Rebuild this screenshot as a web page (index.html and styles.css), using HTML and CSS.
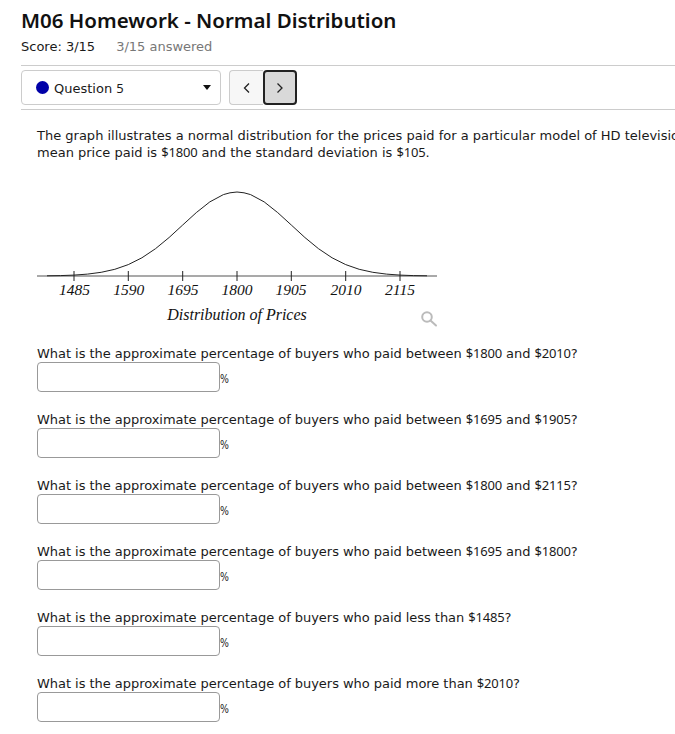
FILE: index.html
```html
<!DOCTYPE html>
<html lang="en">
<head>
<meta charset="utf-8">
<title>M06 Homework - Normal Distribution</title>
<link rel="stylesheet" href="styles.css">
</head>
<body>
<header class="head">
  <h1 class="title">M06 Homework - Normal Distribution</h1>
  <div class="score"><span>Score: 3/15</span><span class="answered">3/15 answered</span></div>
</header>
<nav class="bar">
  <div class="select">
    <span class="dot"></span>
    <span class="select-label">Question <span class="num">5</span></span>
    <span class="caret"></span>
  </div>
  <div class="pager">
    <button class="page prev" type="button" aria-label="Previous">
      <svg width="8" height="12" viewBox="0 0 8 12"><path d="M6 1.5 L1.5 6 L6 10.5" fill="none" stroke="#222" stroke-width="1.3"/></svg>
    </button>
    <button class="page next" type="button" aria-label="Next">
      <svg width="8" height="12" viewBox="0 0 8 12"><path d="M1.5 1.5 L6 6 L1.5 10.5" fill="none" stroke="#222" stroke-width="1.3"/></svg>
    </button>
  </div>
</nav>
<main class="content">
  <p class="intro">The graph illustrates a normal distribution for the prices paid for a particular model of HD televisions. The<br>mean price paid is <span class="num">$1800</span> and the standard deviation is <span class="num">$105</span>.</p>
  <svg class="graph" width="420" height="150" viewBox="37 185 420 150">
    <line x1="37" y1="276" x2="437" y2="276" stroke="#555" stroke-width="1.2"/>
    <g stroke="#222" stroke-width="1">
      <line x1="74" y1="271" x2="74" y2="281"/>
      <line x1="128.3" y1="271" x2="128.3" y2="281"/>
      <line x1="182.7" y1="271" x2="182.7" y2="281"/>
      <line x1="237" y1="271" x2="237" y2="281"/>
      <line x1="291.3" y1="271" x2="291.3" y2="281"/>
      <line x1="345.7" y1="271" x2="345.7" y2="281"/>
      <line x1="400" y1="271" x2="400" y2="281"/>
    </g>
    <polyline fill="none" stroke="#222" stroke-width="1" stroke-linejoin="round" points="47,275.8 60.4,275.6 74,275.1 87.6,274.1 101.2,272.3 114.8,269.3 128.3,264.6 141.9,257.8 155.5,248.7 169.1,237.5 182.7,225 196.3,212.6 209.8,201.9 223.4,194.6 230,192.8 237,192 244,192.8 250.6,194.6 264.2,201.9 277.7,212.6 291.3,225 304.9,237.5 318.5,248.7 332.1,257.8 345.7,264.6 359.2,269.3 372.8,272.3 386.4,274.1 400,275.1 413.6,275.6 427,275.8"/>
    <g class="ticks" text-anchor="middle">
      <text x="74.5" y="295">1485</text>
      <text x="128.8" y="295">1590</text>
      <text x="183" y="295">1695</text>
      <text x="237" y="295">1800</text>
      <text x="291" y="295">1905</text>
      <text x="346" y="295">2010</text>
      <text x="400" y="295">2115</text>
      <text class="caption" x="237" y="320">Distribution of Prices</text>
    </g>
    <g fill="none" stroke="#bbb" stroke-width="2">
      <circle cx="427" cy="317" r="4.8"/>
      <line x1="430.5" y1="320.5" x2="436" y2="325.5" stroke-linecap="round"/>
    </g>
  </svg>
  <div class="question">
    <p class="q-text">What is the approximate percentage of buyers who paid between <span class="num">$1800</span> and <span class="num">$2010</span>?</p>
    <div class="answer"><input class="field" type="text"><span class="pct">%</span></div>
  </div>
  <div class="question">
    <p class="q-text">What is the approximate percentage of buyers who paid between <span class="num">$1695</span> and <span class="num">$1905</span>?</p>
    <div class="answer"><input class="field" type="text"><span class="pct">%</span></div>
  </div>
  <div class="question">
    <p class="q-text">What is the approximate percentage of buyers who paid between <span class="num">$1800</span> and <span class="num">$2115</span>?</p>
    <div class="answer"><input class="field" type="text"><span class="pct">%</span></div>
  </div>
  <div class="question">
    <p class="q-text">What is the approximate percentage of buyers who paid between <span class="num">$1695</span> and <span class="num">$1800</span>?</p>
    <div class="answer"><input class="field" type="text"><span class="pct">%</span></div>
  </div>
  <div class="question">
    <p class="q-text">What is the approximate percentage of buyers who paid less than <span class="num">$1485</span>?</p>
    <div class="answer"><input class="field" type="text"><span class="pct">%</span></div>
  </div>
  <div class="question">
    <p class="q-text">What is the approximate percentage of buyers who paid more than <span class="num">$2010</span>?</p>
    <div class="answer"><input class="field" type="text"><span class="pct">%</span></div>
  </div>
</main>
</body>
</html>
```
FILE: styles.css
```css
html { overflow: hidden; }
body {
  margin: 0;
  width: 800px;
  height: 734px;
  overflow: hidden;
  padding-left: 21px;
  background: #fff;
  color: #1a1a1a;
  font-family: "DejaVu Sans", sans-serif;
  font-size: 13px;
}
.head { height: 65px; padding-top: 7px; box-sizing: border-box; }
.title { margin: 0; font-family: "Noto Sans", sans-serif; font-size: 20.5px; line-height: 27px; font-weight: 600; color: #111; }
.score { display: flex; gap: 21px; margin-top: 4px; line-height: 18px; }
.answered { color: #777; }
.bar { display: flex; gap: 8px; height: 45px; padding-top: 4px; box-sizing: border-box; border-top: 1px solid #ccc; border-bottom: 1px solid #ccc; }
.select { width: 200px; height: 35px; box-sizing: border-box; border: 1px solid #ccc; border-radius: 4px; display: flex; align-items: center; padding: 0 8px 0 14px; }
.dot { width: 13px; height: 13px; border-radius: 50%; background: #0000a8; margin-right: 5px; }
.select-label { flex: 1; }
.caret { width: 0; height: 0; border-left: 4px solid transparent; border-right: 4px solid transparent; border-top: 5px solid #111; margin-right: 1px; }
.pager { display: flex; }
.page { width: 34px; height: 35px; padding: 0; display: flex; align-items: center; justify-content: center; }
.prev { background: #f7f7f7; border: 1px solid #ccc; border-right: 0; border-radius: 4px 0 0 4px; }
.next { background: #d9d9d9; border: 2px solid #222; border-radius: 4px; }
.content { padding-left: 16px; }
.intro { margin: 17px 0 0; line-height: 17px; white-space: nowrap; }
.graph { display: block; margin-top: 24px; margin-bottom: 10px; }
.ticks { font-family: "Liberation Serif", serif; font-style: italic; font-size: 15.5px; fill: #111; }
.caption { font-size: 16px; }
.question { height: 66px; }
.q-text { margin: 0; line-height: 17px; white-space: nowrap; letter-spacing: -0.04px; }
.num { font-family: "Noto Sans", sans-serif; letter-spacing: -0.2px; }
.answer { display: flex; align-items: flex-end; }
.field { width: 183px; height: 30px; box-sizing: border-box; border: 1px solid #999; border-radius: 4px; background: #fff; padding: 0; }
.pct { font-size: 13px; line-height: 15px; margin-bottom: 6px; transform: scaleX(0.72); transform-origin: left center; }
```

...

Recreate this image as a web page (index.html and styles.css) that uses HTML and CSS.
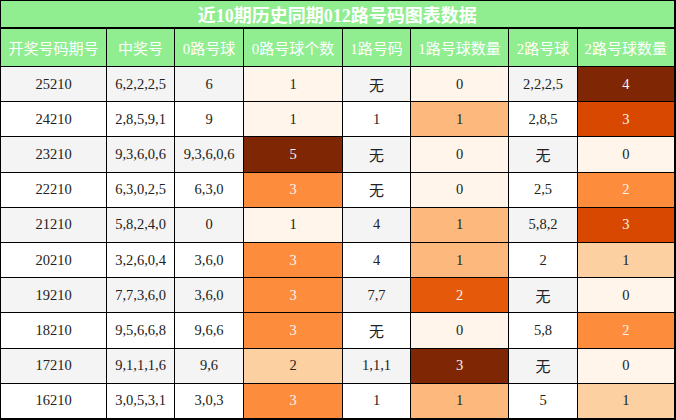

---

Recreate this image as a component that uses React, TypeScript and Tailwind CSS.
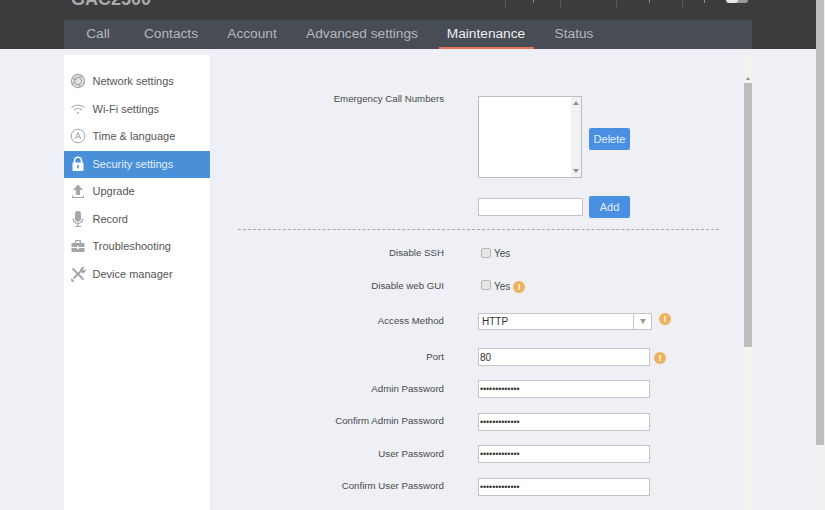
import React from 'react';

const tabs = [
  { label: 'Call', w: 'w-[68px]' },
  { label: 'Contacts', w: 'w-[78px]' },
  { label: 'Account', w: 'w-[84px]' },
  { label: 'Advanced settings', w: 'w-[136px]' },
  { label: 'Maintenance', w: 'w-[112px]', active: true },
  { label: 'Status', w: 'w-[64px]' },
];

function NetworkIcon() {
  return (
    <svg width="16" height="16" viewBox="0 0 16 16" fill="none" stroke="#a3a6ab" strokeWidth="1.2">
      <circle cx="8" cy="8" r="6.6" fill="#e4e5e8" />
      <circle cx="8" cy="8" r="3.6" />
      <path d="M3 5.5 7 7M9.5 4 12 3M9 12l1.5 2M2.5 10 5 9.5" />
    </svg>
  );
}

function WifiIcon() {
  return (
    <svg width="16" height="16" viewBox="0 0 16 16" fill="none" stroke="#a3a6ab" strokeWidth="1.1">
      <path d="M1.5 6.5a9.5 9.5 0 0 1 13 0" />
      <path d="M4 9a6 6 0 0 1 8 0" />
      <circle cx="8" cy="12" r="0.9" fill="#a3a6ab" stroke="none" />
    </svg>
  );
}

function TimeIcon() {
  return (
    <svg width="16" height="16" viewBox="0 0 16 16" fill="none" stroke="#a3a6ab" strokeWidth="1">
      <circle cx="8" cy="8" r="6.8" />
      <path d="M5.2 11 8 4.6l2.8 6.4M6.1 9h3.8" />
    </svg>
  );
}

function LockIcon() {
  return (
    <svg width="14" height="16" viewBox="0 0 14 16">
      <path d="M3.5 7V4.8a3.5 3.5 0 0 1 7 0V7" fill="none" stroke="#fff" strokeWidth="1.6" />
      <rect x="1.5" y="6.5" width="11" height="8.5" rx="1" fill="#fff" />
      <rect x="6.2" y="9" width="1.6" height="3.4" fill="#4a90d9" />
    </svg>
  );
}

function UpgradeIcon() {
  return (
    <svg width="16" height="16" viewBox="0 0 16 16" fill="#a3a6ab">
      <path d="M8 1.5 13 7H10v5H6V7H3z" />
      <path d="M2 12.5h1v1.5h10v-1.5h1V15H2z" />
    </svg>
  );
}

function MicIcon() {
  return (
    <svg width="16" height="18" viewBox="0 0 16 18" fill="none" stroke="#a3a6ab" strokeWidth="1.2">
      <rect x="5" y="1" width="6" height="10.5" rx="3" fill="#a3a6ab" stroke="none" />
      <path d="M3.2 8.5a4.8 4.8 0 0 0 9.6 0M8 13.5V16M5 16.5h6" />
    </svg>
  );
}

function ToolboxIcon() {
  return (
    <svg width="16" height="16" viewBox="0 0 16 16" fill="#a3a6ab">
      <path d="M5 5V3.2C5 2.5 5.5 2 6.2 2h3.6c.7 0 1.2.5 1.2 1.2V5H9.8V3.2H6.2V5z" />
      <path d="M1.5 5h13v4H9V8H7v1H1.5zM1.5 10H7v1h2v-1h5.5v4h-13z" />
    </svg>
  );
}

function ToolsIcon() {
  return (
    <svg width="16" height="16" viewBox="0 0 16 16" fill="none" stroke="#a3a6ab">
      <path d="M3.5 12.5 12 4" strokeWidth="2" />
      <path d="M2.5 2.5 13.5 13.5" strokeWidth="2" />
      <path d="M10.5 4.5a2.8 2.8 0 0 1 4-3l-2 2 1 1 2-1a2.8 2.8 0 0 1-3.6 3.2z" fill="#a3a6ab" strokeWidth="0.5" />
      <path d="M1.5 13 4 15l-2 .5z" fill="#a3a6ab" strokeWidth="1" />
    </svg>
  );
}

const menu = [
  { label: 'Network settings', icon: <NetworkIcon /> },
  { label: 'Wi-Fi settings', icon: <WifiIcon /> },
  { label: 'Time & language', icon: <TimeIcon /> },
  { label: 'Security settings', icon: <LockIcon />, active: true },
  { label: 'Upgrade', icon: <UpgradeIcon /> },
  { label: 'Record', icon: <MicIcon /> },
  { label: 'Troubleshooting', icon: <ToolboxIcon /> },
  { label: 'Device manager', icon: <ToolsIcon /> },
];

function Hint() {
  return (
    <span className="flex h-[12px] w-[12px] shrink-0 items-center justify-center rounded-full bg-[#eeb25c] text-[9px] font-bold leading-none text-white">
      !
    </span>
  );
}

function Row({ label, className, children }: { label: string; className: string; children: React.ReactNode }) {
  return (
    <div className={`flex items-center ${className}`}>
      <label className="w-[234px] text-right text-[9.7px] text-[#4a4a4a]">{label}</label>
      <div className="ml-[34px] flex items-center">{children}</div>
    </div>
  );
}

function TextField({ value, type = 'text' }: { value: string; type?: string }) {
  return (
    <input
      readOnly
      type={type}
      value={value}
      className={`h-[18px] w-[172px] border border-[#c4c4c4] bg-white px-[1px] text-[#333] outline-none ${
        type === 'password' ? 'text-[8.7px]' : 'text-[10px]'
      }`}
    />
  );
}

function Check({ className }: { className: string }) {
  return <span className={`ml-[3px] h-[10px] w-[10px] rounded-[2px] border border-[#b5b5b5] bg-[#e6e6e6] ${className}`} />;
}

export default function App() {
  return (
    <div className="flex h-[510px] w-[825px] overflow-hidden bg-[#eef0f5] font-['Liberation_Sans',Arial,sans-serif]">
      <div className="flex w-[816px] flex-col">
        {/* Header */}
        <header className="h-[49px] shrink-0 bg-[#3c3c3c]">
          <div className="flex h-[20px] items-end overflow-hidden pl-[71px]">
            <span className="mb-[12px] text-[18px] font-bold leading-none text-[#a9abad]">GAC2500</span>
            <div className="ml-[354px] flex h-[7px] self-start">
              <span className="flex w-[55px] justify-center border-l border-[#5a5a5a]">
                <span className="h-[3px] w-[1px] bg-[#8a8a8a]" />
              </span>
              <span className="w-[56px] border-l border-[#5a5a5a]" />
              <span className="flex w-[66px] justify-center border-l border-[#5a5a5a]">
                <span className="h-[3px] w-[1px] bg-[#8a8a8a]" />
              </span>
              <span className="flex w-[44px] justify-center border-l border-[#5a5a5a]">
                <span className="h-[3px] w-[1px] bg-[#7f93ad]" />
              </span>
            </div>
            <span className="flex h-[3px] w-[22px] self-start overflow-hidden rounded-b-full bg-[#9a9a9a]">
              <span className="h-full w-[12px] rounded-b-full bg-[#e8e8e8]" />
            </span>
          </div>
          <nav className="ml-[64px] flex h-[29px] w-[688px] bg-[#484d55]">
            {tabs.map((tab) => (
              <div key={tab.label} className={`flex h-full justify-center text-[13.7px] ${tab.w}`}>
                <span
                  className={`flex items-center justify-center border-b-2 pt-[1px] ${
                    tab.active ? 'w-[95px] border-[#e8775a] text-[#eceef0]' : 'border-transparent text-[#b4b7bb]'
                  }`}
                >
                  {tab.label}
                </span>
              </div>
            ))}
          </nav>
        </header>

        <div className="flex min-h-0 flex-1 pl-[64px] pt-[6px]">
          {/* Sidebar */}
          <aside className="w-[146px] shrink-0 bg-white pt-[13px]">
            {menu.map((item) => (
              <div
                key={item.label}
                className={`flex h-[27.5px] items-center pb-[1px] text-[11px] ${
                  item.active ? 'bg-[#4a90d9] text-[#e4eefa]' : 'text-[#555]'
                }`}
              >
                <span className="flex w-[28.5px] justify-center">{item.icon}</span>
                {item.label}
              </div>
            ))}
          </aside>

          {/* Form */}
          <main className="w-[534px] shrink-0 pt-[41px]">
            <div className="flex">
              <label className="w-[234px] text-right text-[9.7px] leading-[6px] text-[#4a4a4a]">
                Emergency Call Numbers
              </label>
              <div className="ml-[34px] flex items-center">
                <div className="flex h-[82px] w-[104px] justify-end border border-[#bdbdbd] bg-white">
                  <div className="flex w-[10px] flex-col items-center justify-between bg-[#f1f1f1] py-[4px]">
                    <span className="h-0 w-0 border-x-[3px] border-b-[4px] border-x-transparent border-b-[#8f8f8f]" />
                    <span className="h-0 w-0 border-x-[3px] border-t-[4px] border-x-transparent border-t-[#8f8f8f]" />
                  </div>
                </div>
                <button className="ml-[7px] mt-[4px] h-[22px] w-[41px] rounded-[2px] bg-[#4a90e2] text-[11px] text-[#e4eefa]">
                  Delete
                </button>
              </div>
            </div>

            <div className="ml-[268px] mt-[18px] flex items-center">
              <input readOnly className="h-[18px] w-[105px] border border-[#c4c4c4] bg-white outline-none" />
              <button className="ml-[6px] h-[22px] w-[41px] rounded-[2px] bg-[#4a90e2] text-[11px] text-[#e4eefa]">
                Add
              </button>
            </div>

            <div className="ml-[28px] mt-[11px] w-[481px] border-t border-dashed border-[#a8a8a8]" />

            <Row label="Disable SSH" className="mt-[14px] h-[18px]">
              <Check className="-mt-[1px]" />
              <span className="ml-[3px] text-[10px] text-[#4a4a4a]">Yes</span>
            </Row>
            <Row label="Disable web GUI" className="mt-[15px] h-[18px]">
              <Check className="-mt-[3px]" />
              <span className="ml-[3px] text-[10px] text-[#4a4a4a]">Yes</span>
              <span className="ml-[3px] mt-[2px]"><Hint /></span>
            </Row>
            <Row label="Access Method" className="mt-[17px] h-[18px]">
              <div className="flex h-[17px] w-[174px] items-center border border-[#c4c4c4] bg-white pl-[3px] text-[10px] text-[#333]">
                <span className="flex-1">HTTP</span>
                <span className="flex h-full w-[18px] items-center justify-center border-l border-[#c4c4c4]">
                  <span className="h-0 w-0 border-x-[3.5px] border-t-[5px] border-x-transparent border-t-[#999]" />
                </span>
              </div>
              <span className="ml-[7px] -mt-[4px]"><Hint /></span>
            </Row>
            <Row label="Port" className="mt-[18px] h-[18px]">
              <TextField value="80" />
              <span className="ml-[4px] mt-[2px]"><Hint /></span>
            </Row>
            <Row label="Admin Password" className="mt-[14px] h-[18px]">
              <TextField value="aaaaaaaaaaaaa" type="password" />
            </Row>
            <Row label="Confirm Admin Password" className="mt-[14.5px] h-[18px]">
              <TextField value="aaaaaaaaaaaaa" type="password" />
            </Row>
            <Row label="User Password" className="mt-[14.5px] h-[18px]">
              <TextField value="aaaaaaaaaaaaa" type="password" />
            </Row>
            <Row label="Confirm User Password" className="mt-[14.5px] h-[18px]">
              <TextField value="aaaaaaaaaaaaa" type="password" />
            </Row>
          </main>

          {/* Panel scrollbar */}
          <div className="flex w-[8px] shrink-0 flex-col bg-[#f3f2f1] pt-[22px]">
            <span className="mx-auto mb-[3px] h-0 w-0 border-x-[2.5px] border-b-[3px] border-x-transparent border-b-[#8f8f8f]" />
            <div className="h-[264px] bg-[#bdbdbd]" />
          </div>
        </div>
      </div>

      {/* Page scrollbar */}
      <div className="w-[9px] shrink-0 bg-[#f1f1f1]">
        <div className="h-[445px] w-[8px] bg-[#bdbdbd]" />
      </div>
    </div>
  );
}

* Aim:
Pull out each line of the listing that holds the string "this".

* Exercise solution:
Rebuild this screenshot as a web page (index.html and styles.css), using HTML and CSS.
Recreate this image as a web page (index.html and styles.css) that uses HTML and CSS.
Recreate this image as a component that uses React, TypeScript and Tailwind CSS.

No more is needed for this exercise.